TASK DESCRIPTION:
Report back each line of the records that contains the string "React".

THE DATA:

-*-*-

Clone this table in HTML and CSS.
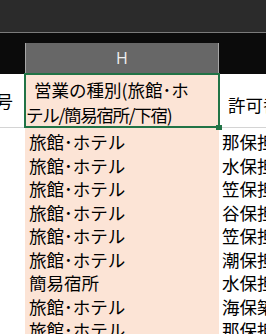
FILE: index.html
```html
<!DOCTYPE html>
<html lang="ja">
<head>
    <meta charset="UTF-8">
    <meta name="viewport" content="width=device-width, initial-scale=1.0">
    <title>営業の種別</title>
    <link rel="stylesheet" href="styles.css">
</head>
<body>
    <div class="app">
        <div class="ribbon"></div>

        <div class="col-heads">
            <div class="col-head">H</div>
        </div>

        <div class="sheet">
            <div class="row row-head">
                <div class="cell cell-g"><span>番号</span></div>
                <div class="cell cell-h selected">
                    <span class="line first">営業の種別(旅館･ホ</span><br>
                    <span class="line second">テル/簡易宿所/下宿)</span>
                    <span class="fill-handle"></span>
                </div>
                <div class="cell cell-i">許可番号</div>
            </div>

            <div class="row"><div class="cell cell-g"></div><div class="cell cell-h">旅館･ホテル</div><div class="cell cell-i">那保担</div></div>
            <div class="row"><div class="cell cell-g"></div><div class="cell cell-h">旅館･ホテル</div><div class="cell cell-i">水保担</div></div>
            <div class="row"><div class="cell cell-g"></div><div class="cell cell-h">旅館･ホテル</div><div class="cell cell-i">笠保担</div></div>
            <div class="row"><div class="cell cell-g"></div><div class="cell cell-h">旅館･ホテル</div><div class="cell cell-i">谷保担</div></div>
            <div class="row"><div class="cell cell-g"></div><div class="cell cell-h">旅館･ホテル</div><div class="cell cell-i">笠保担</div></div>
            <div class="row"><div class="cell cell-g"></div><div class="cell cell-h">旅館･ホテル</div><div class="cell cell-i">潮保担</div></div>
            <div class="row"><div class="cell cell-g"></div><div class="cell cell-h">簡易宿所</div><div class="cell cell-i">水保担</div></div>
            <div class="row"><div class="cell cell-g"></div><div class="cell cell-h">旅館･ホテル</div><div class="cell cell-i">海保築</div></div>
            <div class="row"><div class="cell cell-g"></div><div class="cell cell-h">旅館･ホテル</div><div class="cell cell-i">那保担</div></div>
        </div>
    </div>
</body>
</html>
```

FILE: styles.css
```css
body { margin: 0; background: #fff; overflow: hidden; }
.app { width: 266px; height: 334px; overflow: hidden; font-family: "Noto Sans CJK JP", sans-serif; color: #000; }

/* dark window chrome above the sheet */
.ribbon { height: 32px; background: #2b2b2b; border-bottom: 1px solid #7b7b7b; }
.col-heads { height: 41px; padding-top: 10px; box-sizing: border-box; background: #0b0b0b; }
.col-head {
    margin-left: 25px; width: 194px; height: 31px; box-sizing: border-box;
    background: #676767; border-left: 1px solid #a6a6a6; border-right: 1px solid #a6a6a6;
    color: #f0f0f0; font: 16px/30px "Open Sans", sans-serif; text-align: center;
}

/* cells */
.sheet { display: grid; grid-template-columns: 25px 194px 47px; }
.row { display: contents; }
.cell { height: 23.5px; box-sizing: border-box; padding-top: 4px; font-size: 17.5px; line-height: 19px; white-space: nowrap; overflow: hidden; }
.cell-h { background: #fce4d6; padding-left: 4px; }
.cell-i { padding-left: 3px; }

.row-head .cell { height: 54px; border-bottom: 1px solid #d4d4d4; }
.row-head .cell-g { display: flex; justify-content: flex-end; align-items: center; padding: 0 12px 0 0; }
.row-head .cell-h { position: relative; overflow: visible; padding: 3px 0 0 1px; line-height: 25px; border-bottom-color: #fce4d6; }
.row-head .cell-i { padding: 21px 0 0 9px; }
.line.first { display: inline-block; text-indent: 8px; }
.line.second { letter-spacing: -1.3px; }

/* active cell outline and its fill handle */
.selected::after {
    content: ""; position: absolute; left: -1px; right: -1px; top: -1px; bottom: -1px;
    border: 2px solid #217346;
}
.fill-handle {
    position: absolute; right: -3px; bottom: -3px; width: 6px; height: 5px;
    background: #217346; z-index: 1;
}
```
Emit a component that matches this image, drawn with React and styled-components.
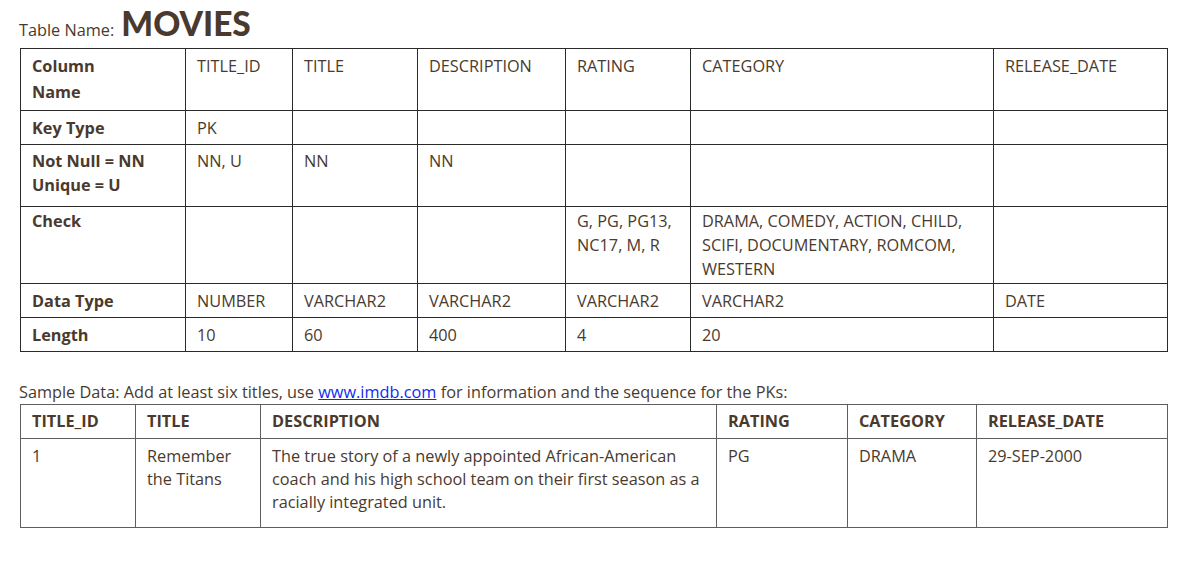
import React from 'react';
import styled, { createGlobalStyle } from 'styled-components';

const GlobalStyle = createGlobalStyle`
	body {
		margin: 0;
		background: #ffffff;
		font-family: 'Open Sans', Lato, sans-serif;
		color: #4a3a2e;
	}
`;

const Page = styled.div`
	padding: 0 0 0 20px;
	width: 1147px;
`;

const TitleLine = styled.div`
	display: flex;
	align-items: baseline;
	gap: 7px;
	height: 48px;
	margin-left: -1px;
	padding-top: 1px;
	box-sizing: border-box;
	.label {
		font-size: 16.3px;
	}
	.name {
		font-family: Lato, 'Open Sans', sans-serif;
		font-size: 33.5px;
		font-weight: 900;
		line-height: 44px;
	}
`;

const Grid = styled.table`
	width: 1147px;
	table-layout: fixed;
	border-collapse: collapse;
	font-size: 16.3px;
	border: 1px solid ${({ $line }) => $line};
	td {
		border: 1px solid ${({ $line }) => $line};
		vertical-align: top;
		padding: 4px 11px 0 11px;
		overflow: hidden;
		white-space: nowrap;
	}
`;

const Row = styled.tr`
	height: ${({ $h }) => $h}px;
	line-height: ${({ $lh }) => $lh || 26}px;
	td {
		padding-top: ${({ $pt }) => ($pt === undefined ? 4 : $pt)}px;
	}
	td.head {
		font-weight: 700;
	}
`;

const Note = styled.div`
	margin-top: 30px;
	font-size: 16.3px;
	line-height: 20px;
	padding-bottom: 2px;
	margin-left: -1px;
	a {
		color: #0f2bef;
		text-decoration: underline;
	}
`;

const Lines = ({ text }) =>
	text.split('\n').map((line, i, all) => (
		<React.Fragment key={i}>
			{line}
			{i < all.length - 1 && <br />}
		</React.Fragment>
	));

const schemaCols = [165, 107, 125, 148, 125, 303, 174];
const schemaRows = [
	{ h: 62, lh: 26, cells: ['Column\nName', 'TITLE_ID', 'TITLE', 'DESCRIPTION', 'RATING', 'CATEGORY', 'RELEASE_DATE'] },
	{ h: 34, cells: ['Key Type', 'PK', '', '', '', '', ''] },
	{ h: 62, lh: 24, cells: ['Not Null = NN\nUnique = U', 'NN, U', 'NN', 'NN', '', '', ''] },
	{
		h: 77,
		lh: 23.8,
		pt: 3,
		cells: ['Check', '', '', '', 'G, PG, PG13,\nNC17, M, R', 'DRAMA, COMEDY, ACTION, CHILD,\nSCIFI, DOCUMENTARY, ROMCOM,\nWESTERN', ''],
	},
	{ h: 34, cells: ['Data Type', 'NUMBER', 'VARCHAR2', 'VARCHAR2', 'VARCHAR2', 'VARCHAR2', 'DATE'] },
	{ h: 34, cells: ['Length', '10', '60', '400', '4', '20', ''] },
];

const sampleCols = [115, 125, 456, 131, 129, 191];
const sampleHead = ['TITLE_ID', 'TITLE', 'DESCRIPTION', 'RATING', 'CATEGORY', 'RELEASE_DATE'];
const sampleData = [
	[
		'1',
		'Remember\nthe Titans',
		'The true story of a newly appointed African-American\ncoach and his high school team on their first season as a\nracially integrated unit.',
		'PG',
		'DRAMA',
		'29-SEP-2000',
	],
];

const App = () => {
	return (
		<Page>
			<GlobalStyle />
			<TitleLine>
				<span className="label">Table Name:</span>
				<span className="name">MOVIES</span>
			</TitleLine>
			<Grid $line="#2a2a2a">
				<colgroup>
					{schemaCols.map((w, i) => (
						<col key={i} style={{ width: w }} />
					))}
				</colgroup>
				<tbody>
					{schemaRows.map((row, r) => (
						<Row key={r} $h={row.h} $lh={row.lh} $pt={row.pt}>
							{row.cells.map((c, i) => (
								<td key={i} className={i === 0 ? 'head' : ''}>
									<Lines text={c} />
								</td>
							))}
						</Row>
					))}
				</tbody>
			</Grid>
			<Note>
				Sample Data: Add at least six titles, use <a href="#">www.imdb.com</a> for information and the sequence for
				the PKs:
			</Note>
			<Grid $line="#5e5e5e">
				<colgroup>
					{sampleCols.map((w, i) => (
						<col key={i} style={{ width: w }} />
					))}
				</colgroup>
				<tbody>
					<Row $h={34} $pt={3}>
						{sampleHead.map((c) => (
							<td key={c} className="head">
								{c}
							</td>
						))}
					</Row>
					{sampleData.map((row, r) => (
						<Row key={r} $h={89} $lh={23} $pt={6}>
							{row.map((c, i) => (
								<td key={i}>
									<Lines text={c} />
								</td>
							))}
						</Row>
					))}
				</tbody>
			</Grid>
		</Page>
	);
};

export default App;
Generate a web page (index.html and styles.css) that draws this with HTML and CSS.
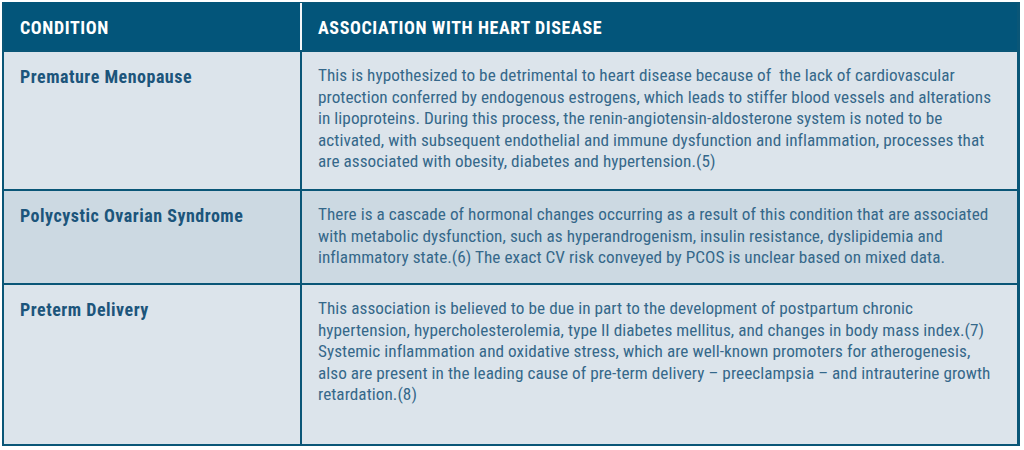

-*-*-

EXERCISE ANSWER:
Emit a component that matches this image, drawn with React and styled-components.
import React from 'react';
		<React.Fragment key={i}>
		</React.Fragment>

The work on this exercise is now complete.